A Spiking Dollar = Emerging Market Chaos, Part 2: The Story In 4 Charts

June 4, 2018

For most of the past few years, emerging market stocks and bonds were among the favorite investments of everyone from hedge funds to pension funds to retirees.

Now, not so much.

The next two charts (courtesy of Saturday’s Wall Street Journal) show the huge recent run ending in January, to be replaced by a full-on rout.

What happened? Well, it turns out that a big part of the apparent success of economies like Argentina and Indonesia came from their ability to borrow in international markets – frequently in US dollars – and use the resulting cash to build roads, bridges, airports, and soccer stadiums — that is, things that imply visible progress. Visitors came, saw all the “modernization,” went home impressed and hit “buy.”

But then US interest rates started to rise and the dollar spiked off of its recent lows. Treasury bonds suddenly started to look attractive relative to EM securities, while all those EM dollar debts began to look onerous rather than wondrous. The hot money decided to leave, putting downward pressure on EM currencies (which makes dollar-denominated debt even harder to pay off) and forcing EM central banks to tighten monetary policy and raise rates.

The result? Contraction where once there was limitless growth, and instability where there was rock-solid continuity. Emerging markets have been here before, of course, and history teaches that it will get worse before it gets better.

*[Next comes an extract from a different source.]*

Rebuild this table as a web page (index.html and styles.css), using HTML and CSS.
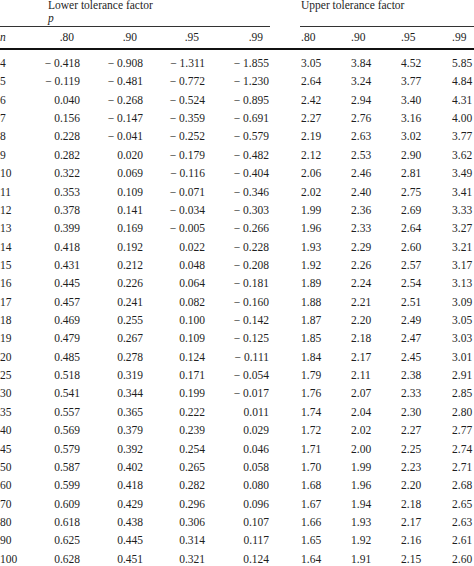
FILE: index.html
```html
<!DOCTYPE html>
<html>
<head>
<meta charset="utf-8">
<link rel="stylesheet" href="styles.css">
</head>
<body>
<div class="table">
  <div class="row groups">
    <div class="group lower"><div class="group-title">Lower tolerance factor</div><div class="group-title it">p</div></div>
    <div class="group upper"><div class="group-title up">Upper tolerance factor</div></div>
  </div>
  <div class="row heads">
    <div class="n it">n</div>
    <div class="l">.80</div><div class="l">.90</div><div class="l">.95</div><div class="l">.99</div>
    <div class="gap"></div>
    <div class="u">.80</div><div class="u">.90</div><div class="u">.95</div><div class="u">.99</div>
  </div>
  <div class="tbody">
    <div class="row data"><div class="n">4</div><div class="l">− 0.418</div><div class="l">− 0.908</div><div class="l">− 1.311</div><div class="l">− 1.855</div><div class="gap"></div><div class="u">3.05</div><div class="u">3.84</div><div class="u">4.52</div><div class="u">5.85</div></div>
    <div class="row data"><div class="n">5</div><div class="l">− 0.119</div><div class="l">− 0.481</div><div class="l">− 0.772</div><div class="l">− 1.230</div><div class="gap"></div><div class="u">2.64</div><div class="u">3.24</div><div class="u">3.77</div><div class="u">4.84</div></div>
    <div class="row data"><div class="n">6</div><div class="l">0.040</div><div class="l">− 0.268</div><div class="l">− 0.524</div><div class="l">− 0.895</div><div class="gap"></div><div class="u">2.42</div><div class="u">2.94</div><div class="u">3.40</div><div class="u">4.31</div></div>
    <div class="row data"><div class="n">7</div><div class="l">0.156</div><div class="l">− 0.147</div><div class="l">− 0.359</div><div class="l">− 0.691</div><div class="gap"></div><div class="u">2.27</div><div class="u">2.76</div><div class="u">3.16</div><div class="u">4.00</div></div>
    <div class="row data"><div class="n">8</div><div class="l">0.228</div><div class="l">− 0.041</div><div class="l">− 0.252</div><div class="l">− 0.579</div><div class="gap"></div><div class="u">2.19</div><div class="u">2.63</div><div class="u">3.02</div><div class="u">3.77</div></div>
    <div class="row data"><div class="n">9</div><div class="l">0.282</div><div class="l">0.020</div><div class="l">− 0.179</div><div class="l">− 0.482</div><div class="gap"></div><div class="u">2.12</div><div class="u">2.53</div><div class="u">2.90</div><div class="u">3.62</div></div>
    <div class="row data"><div class="n">10</div><div class="l">0.322</div><div class="l">0.069</div><div class="l">− 0.116</div><div class="l">− 0.404</div><div class="gap"></div><div class="u">2.06</div><div class="u">2.46</div><div class="u">2.81</div><div class="u">3.49</div></div>
    <div class="row data"><div class="n">11</div><div class="l">0.353</div><div class="l">0.109</div><div class="l">− 0.071</div><div class="l">− 0.346</div><div class="gap"></div><div class="u">2.02</div><div class="u">2.40</div><div class="u">2.75</div><div class="u">3.41</div></div>
    <div class="row data"><div class="n">12</div><div class="l">0.378</div><div class="l">0.141</div><div class="l">− 0.034</div><div class="l">− 0.303</div><div class="gap"></div><div class="u">1.99</div><div class="u">2.36</div><div class="u">2.69</div><div class="u">3.33</div></div>
    <div class="row data"><div class="n">13</div><div class="l">0.399</div><div class="l">0.169</div><div class="l">− 0.005</div><div class="l">− 0.266</div><div class="gap"></div><div class="u">1.96</div><div class="u">2.33</div><div class="u">2.64</div><div class="u">3.27</div></div>
    <div class="row data"><div class="n">14</div><div class="l">0.418</div><div class="l">0.192</div><div class="l">0.022</div><div class="l">− 0.228</div><div class="gap"></div><div class="u">1.93</div><div class="u">2.29</div><div class="u">2.60</div><div class="u">3.21</div></div>
    <div class="row data"><div class="n">15</div><div class="l">0.431</div><div class="l">0.212</div><div class="l">0.048</div><div class="l">− 0.208</div><div class="gap"></div><div class="u">1.92</div><div class="u">2.26</div><div class="u">2.57</div><div class="u">3.17</div></div>
    <div class="row data"><div class="n">16</div><div class="l">0.445</div><div class="l">0.226</div><div class="l">0.064</div><div class="l">− 0.181</div><div class="gap"></div><div class="u">1.89</div><div class="u">2.24</div><div class="u">2.54</div><div class="u">3.13</div></div>
    <div class="row data"><div class="n">17</div><div class="l">0.457</div><div class="l">0.241</div><div class="l">0.082</div><div class="l">− 0.160</div><div class="gap"></div><div class="u">1.88</div><div class="u">2.21</div><div class="u">2.51</div><div class="u">3.09</div></div>
    <div class="row data"><div class="n">18</div><div class="l">0.469</div><div class="l">0.255</div><div class="l">0.100</div><div class="l">− 0.142</div><div class="gap"></div><div class="u">1.87</div><div class="u">2.20</div><div class="u">2.49</div><div class="u">3.05</div></div>
    <div class="row data"><div class="n">19</div><div class="l">0.479</div><div class="l">0.267</div><div class="l">0.109</div><div class="l">− 0.125</div><div class="gap"></div><div class="u">1.85</div><div class="u">2.18</div><div class="u">2.47</div><div class="u">3.03</div></div>
    <div class="row data"><div class="n">20</div><div class="l">0.485</div><div class="l">0.278</div><div class="l">0.124</div><div class="l">− 0.111</div><div class="gap"></div><div class="u">1.84</div><div class="u">2.17</div><div class="u">2.45</div><div class="u">3.01</div></div>
    <div class="row data"><div class="n">25</div><div class="l">0.518</div><div class="l">0.319</div><div class="l">0.171</div><div class="l">− 0.054</div><div class="gap"></div><div class="u">1.79</div><div class="u">2.11</div><div class="u">2.38</div><div class="u">2.91</div></div>
    <div class="row data"><div class="n">30</div><div class="l">0.541</div><div class="l">0.344</div><div class="l">0.199</div><div class="l">− 0.017</div><div class="gap"></div><div class="u">1.76</div><div class="u">2.07</div><div class="u">2.33</div><div class="u">2.85</div></div>
    <div class="row data"><div class="n">35</div><div class="l">0.557</div><div class="l">0.365</div><div class="l">0.222</div><div class="l">0.011</div><div class="gap"></div><div class="u">1.74</div><div class="u">2.04</div><div class="u">2.30</div><div class="u">2.80</div></div>
    <div class="row data"><div class="n">40</div><div class="l">0.569</div><div class="l">0.379</div><div class="l">0.239</div><div class="l">0.029</div><div class="gap"></div><div class="u">1.72</div><div class="u">2.02</div><div class="u">2.27</div><div class="u">2.77</div></div>
    <div class="row data"><div class="n">45</div><div class="l">0.579</div><div class="l">0.392</div><div class="l">0.254</div><div class="l">0.046</div><div class="gap"></div><div class="u">1.71</div><div class="u">2.00</div><div class="u">2.25</div><div class="u">2.74</div></div>
    <div class="row data"><div class="n">50</div><div class="l">0.587</div><div class="l">0.402</div><div class="l">0.265</div><div class="l">0.058</div><div class="gap"></div><div class="u">1.70</div><div class="u">1.99</div><div class="u">2.23</div><div class="u">2.71</div></div>
    <div class="row data"><div class="n">60</div><div class="l">0.599</div><div class="l">0.418</div><div class="l">0.282</div><div class="l">0.080</div><div class="gap"></div><div class="u">1.68</div><div class="u">1.96</div><div class="u">2.20</div><div class="u">2.68</div></div>
    <div class="row data"><div class="n">70</div><div class="l">0.609</div><div class="l">0.429</div><div class="l">0.296</div><div class="l">0.096</div><div class="gap"></div><div class="u">1.67</div><div class="u">1.94</div><div class="u">2.18</div><div class="u">2.65</div></div>
    <div class="row data"><div class="n">80</div><div class="l">0.618</div><div class="l">0.438</div><div class="l">0.306</div><div class="l">0.107</div><div class="gap"></div><div class="u">1.66</div><div class="u">1.93</div><div class="u">2.17</div><div class="u">2.63</div></div>
    <div class="row data"><div class="n">90</div><div class="l">0.625</div><div class="l">0.445</div><div class="l">0.314</div><div class="l">0.117</div><div class="gap"></div><div class="u">1.65</div><div class="u">1.92</div><div class="u">2.16</div><div class="u">2.61</div></div>
    <div class="row data"><div class="n">100</div><div class="l">0.628</div><div class="l">0.451</div><div class="l">0.321</div><div class="l">0.124</div><div class="gap"></div><div class="u">1.64</div><div class="u">1.91</div><div class="u">2.15</div><div class="u">2.60</div></div>
  </div>
</div>
</body>
</html>
```

FILE: styles.css
```css
html, body {
  margin: 0;
  padding: 0;
  background: #ffffff;
}

body {
  width: 474px;
  height: 566px;
  overflow: hidden;
  font-family: "Liberation Serif", "Times New Roman", serif;
  font-size: 11.5px;
  color: #1e1e1e;
}

.table {
  width: 474px;
}

.row {
  display: grid;
  grid-template-columns: 20px 60px 63px 62px 64px 32px 50px 50px 51px 22px;
}

.group {
  height: 26px;
  border-bottom: 1px solid #333333;
}

.group.lower {
  grid-column: 1 / 6;
  padding-left: 48px;
  margin-right: -1px;
}

.group.upper {
  grid-column: 7 / 11;
  margin-left: -1px;
}

.group-title {
  line-height: 12.5px;
  white-space: nowrap;
}

.group-title:first-child {
  margin-top: -1px;
}

.group-title.up {
  padding-left: 1px;
}

.it {
  font-style: italic;
}

.heads {
  height: 21px;
  line-height: 21px;
  border-bottom: 2px solid #111111;
}

.heads .l {
  padding-right: 6px;
}

.tbody {
  padding-top: 4px;
}

.data {
  height: 18.37px;
  line-height: 18.37px;
}

.n {
  text-align: left;
  white-space: nowrap;
}

.l {
  text-align: right;
  white-space: nowrap;
}

.u {
  text-align: left;
  white-space: nowrap;
}
```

History also teaches that trouble on the periphery frequently moves towards the center to threaten developed world institutions that were buyers of all that EM dollar debt. Hedge funds, pension funds, bond funds, global stock funds, and major-bank prop trading desks, are all on the hook for Brazilian, Argentine, and Mexican paper, which means – history again – that US taxpayers are actually the ones on the hook.

So watch for apocalyptic headlines as the 1% softens the rest of us up for yet another transfer of wealth from middle to top.